I’m currently reading Maggie O’Farrell’s book, I am, I am, I am. As you can see, it’s a memoir of 17 brushes with death, and I love it and hate it at the same time – which I didn’t think was possible in a book. I love her writing and each story has me captivated and often in tears. Yet, some of the content is disturbing and conjures up thoughts and images I’d rather avoid. I think parents are fundamentally fainthearted about the dangers that lie out there in the world. We invariably think about them all the time, but we don’t want the details thrown in our face to dwell upon. This is why there are certain headlines in the news that I read and think – nope, not reading that article. This book sort of throws them in your face, although it also makes you think about the near-misses in your life. Not huge tragedies, like surviving a plane crash, but that time you swam a little too far out in a rough sea, the time you got in a car with someone you didn’t know very well, or the many times in high school or college when you could have used better judgement.
This wasn’t meant to be a book review. Actually, I’m only about a third of the way through reading it. I mostly wanted to share this quote from the book:
…the things in life which don’t go to plan are usually more important, more formative, in the long run, than the things that do. You need to expect the unexpected, to embrace it.
This is my intro into sharing that we are currently looking for a new house. After almost seven years of renting three different homes in two different countries, this will be the first time we’ve been forced into a move. If we had our choice, we would stay. Our landlord said (pre-Brexit) that we could probably stay 5 years if we wanted to, so we didn’t expect his decision to sell. I don’t doubt that we’ll be able to find another house that will work for us. It’s the location that will be difficult to beat. Matea and I currently have a three minute walk to school and work, Dahlia has a six minute walk to school, Brett has a 5 minute walk to the train station. There are cafes, pubs, parks, the vet, hairdressers and dentists outside our door.

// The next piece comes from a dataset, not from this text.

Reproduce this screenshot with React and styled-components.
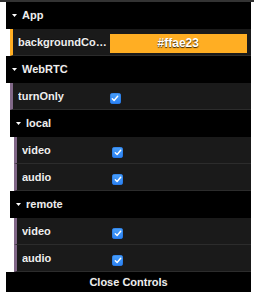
import React from "react";
import styled, { createGlobalStyle } from "styled-components";

const GlobalStyle = createGlobalStyle`
  html, body {
    margin: 0;
    padding: 0;
    background: #ffffff;
  }
`;

const TopStrip = styled.div`
  height: 2px;
  background: #333333;
`;

const Panel = styled.div`
  margin-left: 6px;
  width: 245px;
  font-family: "Liberation Sans", Arial, sans-serif;
  font-weight: bold;
  font-size: 11px;
  color: #eeeeee;
  text-shadow: 0 -1px 0 #111111;
`;

const FolderBody = styled.div`
  padding-left: 4px;
  background: #ffffff;
`;

const Title = styled.div`
  display: flex;
  align-items: center;
  height: 26px;
  line-height: 26px;
  padding-left: 6px;
  background: #000000;
  border-bottom: 1px solid #000000;
`;

const Arrow = styled.svg`
  width: 5px;
  height: 3px;
  margin-right: 5px;
  margin-top: 1px;
  flex-shrink: 0;
`;

const Row = styled.div`
  display: flex;
  height: 26px;
  line-height: 26px;
  padding: 0 4px 0 5px;
  background: #1a1a1a;
  border-bottom: 1px solid #2c2c2c;
  border-left: 3px solid ${(props) => props.$stripe};
`;

const PropertyName = styled.span`
  width: 40%;
  overflow: hidden;
  white-space: nowrap;
  text-overflow: ellipsis;
`;

const Control = styled.div`
  width: 60%;
  display: flex;
  align-items: flex-start;
`;

const ColorInput = styled.div`
  width: 100%;
  height: 19px;
  margin-top: 5px;
  line-height: 19px;
  font-size: 12px;
  text-align: center;
  background: ${(props) => props.$color};
  color: #ffffff;
  text-shadow: rgba(0, 0, 0, 0.8) 0 1px 1px;
`;

const Checkbox = styled.span`
  width: 11px;
  height: 11px;
  margin-top: 10px;
  border-radius: 3px;
  background: linear-gradient(#4aa0fa, #2a80f2);
  box-shadow: inset 0 0 0 0.5px #2372dd;
  display: flex;
  align-items: center;
  justify-content: center;
`;

const CloseButton = styled.div`
  height: 20px;
  line-height: 20px;
  text-align: center;
  background: #000000;
`;

const Check = () => (
  <svg width="8" height="7" viewBox="0 0 8 7">
    <path d="M1.3 3.8 L3.1 5.5 L6.7 1.2" fill="none" stroke="#ffffff" strokeWidth="1.4" strokeLinecap="round" strokeLinejoin="round" />
  </svg>
);

const Folder = ({ name, children }) => (
  <div>
    <Title>
      <Arrow viewBox="0 0 5 3">
        <polygon points="0,0 5,0 2.5,3" fill="#ffffff" />
      </Arrow>
      {name}
    </Title>
    <FolderBody>{children}</FolderBody>
  </div>
);

const BoolRow = ({ name }) => (
  <Row $stripe="#806787">
    <PropertyName>{name}</PropertyName>
    <Control>
      <Checkbox>
        <Check />
      </Checkbox>
    </Control>
  </Row>
);

const App = () => {
  const bg = "#ffae23";
  return (
    <>
      <GlobalStyle />
      <TopStrip />
      <Panel>
        <Folder name="App">
          <Row $stripe={bg}>
            <PropertyName>backgroundColor</PropertyName>
            <Control>
              <ColorInput $color={bg}>{bg}</ColorInput>
            </Control>
          </Row>
        </Folder>
        <Folder name="WebRTC">
          <BoolRow name="turnOnly" />
          <Folder name="local">
            <BoolRow name="video" />
            <BoolRow name="audio" />
          </Folder>
          <Folder name="remote">
            <BoolRow name="video" />
            <BoolRow name="audio" />
          </Folder>
        </Folder>
        <CloseButton>Close Controls</CloseButton>
      </Panel>
    </>
  );
};

export default App;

We have thought about buying, but aside from the fact that we don’t know how long we plan to live here, or what we really want to do with the next 5-10 years, housing is EXPENSIVE here! The shocking-kind-of-expensive that has you thinking…really? A terraced, 3-bedroom house (nothing fancy), with one bathroom, no closets, small kitchen and even smaller garden, for 1.2 million pounds? (That’s 1.6 million dollars, by the way.)
Yes, you pay for location. Short walks to school, work and amenities aside, we also have one of the best cities in the world practically on our doorstep, while still enjoying a leafy, riverfront, suburban-but-slightly-urban neighbourhood. That almost makes the outrages prices feel worth it. (Almost.)
After some frustration and sadness, I’ve decided that things like this happen for a reason. Ever the optimist and believer in fate, I like to believe that this is one of those blessings in disguise. It could potentially shake things up a bit, which could bring about even further change. Although, for the time being, we are keeping things simple and looking to rent a house in the same general area, and keeping the girls at the same schools.
That’s what happens when things don’t go according to plan – you don’t have time to think about a strategy. Sometimes I think about how life brings these surprises, these unexpected shifts that might have a huge impact on your life. As a parent, I used to get stressed out about that. Every decision we make is shaping our kids’ futures, just as my parents’ decisions shaped mine. I still marvel at the fact that I could have been raised in Peru, or England, or anywhere else in the world. My parents had no connection to the United States. My American accent sometimes feels like a sham, since my first words were in Spanish and my first English words were spoken surrounded by accents other than American. Isn’t life incredibly arbitrary and amazingly strange? Yet, we hold on to what we know. Because more precious than time, is who you spend it with; I read that somewhere recently. I’d like to add, that more precious than where you spend it, is how you spend it. We’ll focus on that and hopefully everything will fall into place.